# PROBLEM REQUIREMENTS
Identify each line in the records below that contains the word "components", and copy it.

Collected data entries
■ ■ ■ ■

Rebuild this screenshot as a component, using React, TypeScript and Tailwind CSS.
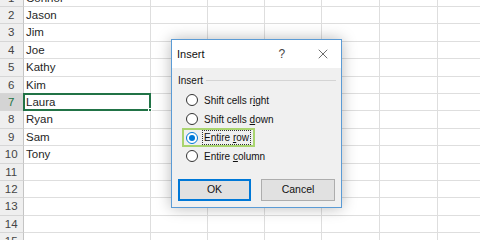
import { X } from "lucide-react";

const names = ["Connor", "Jason", "Jim", "Joe", "Kathy", "Kim", "Laura", "Ryan", "Sam", "Tony", "", "", "", "", ""];
const colWidths = ["w-[57.6px]", "w-[57.4px]", "w-[57px]", "w-[57.6px]", "w-[58px]", "w-[58px]"];

// one radio option in the dialog
const Option = ({ label, selected }: { label: React.ReactNode; selected?: boolean }) => {
    return (
        <div
            className={
                "ml-[10px] flex h-[18.7px] w-[73px] items-center gap-[4px] border-2 pl-[2px] " +
                (selected ? "border-[#a9d46f]" : "border-transparent")
            }
        >
            <div
                className={
                    "flex h-[12px] w-[12px] shrink-0 items-center justify-center rounded-full border bg-white " +
                    (selected ? "border-[#0078d7]" : "border-[#333333]")
                }
            >
                {selected && <div className="h-[6px] w-[6px] rounded-full bg-[#0078d7]" />}
            </div>
            <span
                className={
                    "whitespace-nowrap px-[1px] leading-[13px] " +
                    (selected ? "border border-dotted border-[#333333]" : "border border-transparent")
                }
            >
                {label}
            </span>
        </div>
    );
};

const App = () => {
    return (
        <div
            className="relative h-[240px] w-[480px] overflow-hidden bg-white text-[#1f1f1f]"
            style={{ fontFamily: '"Liberation Sans", Arial, sans-serif' }}
        >
            {/* sheet */}
            <div className="-mt-[10.4px] flex flex-col">
                {names.map((name, i) => {
                    const active = i === 6;
                    return (
                        <div key={i} className="flex h-[17.4px]">
                            <div
                                className={
                                    "flex w-[23.5px] shrink-0 items-center justify-center border-b border-r border-b-[#d6d6d6] border-r-[#c4c4c4] pt-[1px] text-[11.5px] " +
                                    (active ? "bg-[#d4d4d4] text-[#217346]" : "bg-[#efefef] text-[#444444]")
                                }
                            >
                                {i + 1}
                            </div>
                            <div className="relative flex w-[127px] shrink-0 items-center border-b border-r border-[#dedede] pl-[2.5px] pt-[1px] text-[11.5px]">
                                {name}
                                {active && (
                                    <div className="absolute -left-[1px] -top-[1px] h-[18.4px] w-[128px] border-2 border-[#217346]">
                                        <div className="absolute -bottom-[3px] -right-[3px] h-[4px] w-[4px] border border-white bg-[#217346]" />
                                    </div>
                                )}
                            </div>
                            {colWidths.map((w, j) => (
                                <div key={j} className={"shrink-0 border-b border-r border-[#dedede] " + w} />
                            ))}
                        </div>
                    );
                })}
            </div>

            {/* Insert dialog */}
            <div className="absolute left-[171px] top-[39px] flex h-[169px] w-[171px] flex-col border border-[#5b9bd5] bg-[#f0f0f0] shadow-[0_0_14px_rgba(0,0,0,0.28)]">
                <div className="flex h-[27.5px] shrink-0 items-center bg-white pl-[5px] text-[11px] text-[#111111]">
                    <span className="pt-[1px]">Insert</span>
                    <span className="ml-[74px] pt-[1px] text-[12px] text-[#444444]">?</span>
                    <X className="ml-[30px] h-[16px] w-[16px] text-[#222222]" strokeWidth={1} />
                </div>
                <div className="flex flex-col pt-[6px] text-[10px] text-[#111111]">
                    <div className="flex h-[14px] items-center pl-[6px] pr-[5px]">
                        <span>Insert</span>
                        <div className="ml-[3px] h-px flex-1 bg-[#d4d4d4]" />
                    </div>
                    <div className="mt-[3.5px] flex flex-col">
                        <Option label={<>Shift cells r<u>i</u>ght</>} />
                        <Option label={<>Shift cells <u>d</u>own</>} />
                        <Option label={<>Entire <u>r</u>ow</>} selected />
                        <Option label={<>Entire <u>c</u>olumn</>} />
                    </div>
                    <div className="mt-[13.5px] flex h-[22px] gap-[10px] pl-[6px]">
                        <button className="flex w-[73px] items-center justify-center border-2 border-[#0078d7] bg-[#e1e1e1] text-[10.5px] text-[#111111]">
                            OK
                        </button>
                        <button className="flex w-[74px] items-center justify-center border border-[#adadad] bg-[#e1e1e1] text-[10.5px] text-[#111111]">
                            Cancel
                        </button>
                    </div>
                </div>
            </div>
        </div>
    );
};

export default App;
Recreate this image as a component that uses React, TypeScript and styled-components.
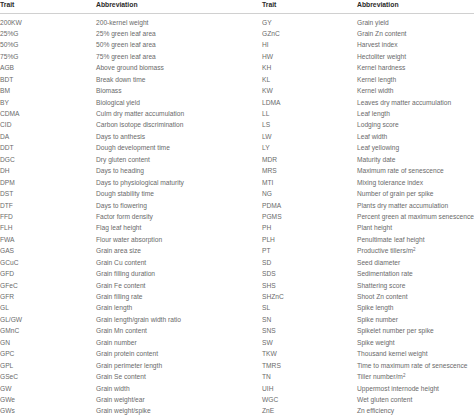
import React from "react";
import styled, { createGlobalStyle } from "styled-components";

const Global = createGlobalStyle`
  html, body { margin: 0; padding: 0; background: #ffffff; }
  body { font-family: "Liberation Sans", Arial, Helvetica, sans-serif; overflow: hidden; }
`;

const Table = styled.div`
  width: 474px;
  display: flex;
  flex-direction: column;
`;

const HeaderRow = styled.div`
  display: grid;
  grid-template-columns: 96px 166px 95px 1fr;
  height: 12.5px;
  border-bottom: 1px solid #d0d0d0;
  align-items: start;
`;

const HeaderCell = styled.div`
  font-size: 6.8px;
  font-weight: bold;
  color: #2a2a2a;
  line-height: 8px;
  padding-top: 0.5px;
  white-space: nowrap;
`;

const Body = styled.div`
  padding-top: 3px;
  display: flex;
  flex-direction: column;
`;

const Row = styled.div`
  display: grid;
  grid-template-columns: 96px 166px 95px 1fr;
  height: 11.44px;
  align-items: center;
`;

const Cell = styled.div`
  font-size: 6.65px;
  color: #6a6a6a;
  line-height: 11.44px;
  white-space: nowrap;
  sup {
    font-size: 4.5px;
    line-height: 0;
    vertical-align: 2.5px;
  }
`;

type Entry = [string, React.ReactNode];

const left: Entry[] = [
  ["200KW", "200-kernel weight"],
  ["25%G", "25% green leaf area"],
  ["50%G", "50% green leaf area"],
  ["75%G", "75% green leaf area"],
  ["AGB", "Above ground biomass"],
  ["BDT", "Break down time"],
  ["BM", "Biomass"],
  ["BY", "Biological yield"],
  ["CDMA", "Culm dry matter accumulation"],
  ["CID", "Carbon isotope discrimination"],
  ["DA", "Days to anthesis"],
  ["DDT", "Dough development time"],
  ["DGC", "Dry gluten content"],
  ["DH", "Days to heading"],
  ["DPM", "Days to physiological maturity"],
  ["DST", "Dough stability time"],
  ["DTF", "Days to flowering"],
  ["FFD", "Factor form density"],
  ["FLH", "Flag leaf height"],
  ["FWA", "Flour water absorption"],
  ["GAS", "Grain area size"],
  ["GCuC", "Grain Cu content"],
  ["GFD", "Grain filling duration"],
  ["GFeC", "Grain Fe content"],
  ["GFR", "Grain filling rate"],
  ["GL", "Grain length"],
  ["GL/GW", "Grain length/grain width ratio"],
  ["GMnC", "Grain Mn content"],
  ["GN", "Grain number"],
  ["GPC", "Grain protein content"],
  ["GPL", "Grain perimeter length"],
  ["GSeC", "Grain Se content"],
  ["GW", "Grain width"],
  ["GWe", "Grain weight/ear"],
  ["GWs", "Grain weight/spike"],
];

const right: Entry[] = [
  ["GY", "Grain yield"],
  ["GZnC", "Grain Zn content"],
  ["HI", "Harvest index"],
  ["HW", "Hectoliter weight"],
  ["KH", "Kernel hardness"],
  ["KL", "Kernel length"],
  ["KW", "Kernel width"],
  ["LDMA", "Leaves dry matter accumulation"],
  ["LL", "Leaf length"],
  ["LS", "Lodging score"],
  ["LW", "Leaf width"],
  ["LY", "Leaf yellowing"],
  ["MDR", "Maturity date"],
  ["MRS", "Maximum rate of senescence"],
  ["MTI", "Mixing tolerance index"],
  ["NG", "Number of grain per spike"],
  ["PDMA", "Plants dry matter accumulation"],
  ["PGMS", "Percent green at maximum senescence"],
  ["PH", "Plant height"],
  ["PLH", "Penultimate leaf height"],
  ["PT", <>Productive tillers/m<sup>2</sup></>],
  ["SD", "Seed diameter"],
  ["SDS", "Sedimentation rate"],
  ["SHS", "Shattering score"],
  ["SHZnC", "Shoot Zn content"],
  ["SL", "Spike length"],
  ["SN", "Spike number"],
  ["SNS", "Spikelet number per spike"],
  ["SW", "Spike weight"],
  ["TKW", "Thousand kernel weight"],
  ["TMRS", "Time to maximum rate of senescence"],
  ["TN", <>Tiller number/m<sup>2</sup></>],
  ["UIH", "Uppermost internode height"],
  ["WGC", "Wet gluten content"],
  ["ZnE", "Zn efficiency"],
];

export default function App() {
  return (
    <>
      <Global />
      <Table>
        <HeaderRow>
          <HeaderCell>Trait</HeaderCell>
          <HeaderCell>Abbreviation</HeaderCell>
          <HeaderCell>Trait</HeaderCell>
          <HeaderCell>Abbreviation</HeaderCell>
        </HeaderRow>
        <Body>
          {left.map((l, i) => (
            <Row key={i}>
              <Cell>{l[0]}</Cell>
              <Cell>{l[1]}</Cell>
              <Cell>{right[i][0]}</Cell>
              <Cell>{right[i][1]}</Cell>
            </Row>
          ))}
        </Body>
      </Table>
    </>
  );
}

■ ■ ■ ■

# WRITTEN REPLY
Recreate this image as a component that uses React, TypeScript and styled-components.
import styled, { createGlobalStyle } from "styled-components";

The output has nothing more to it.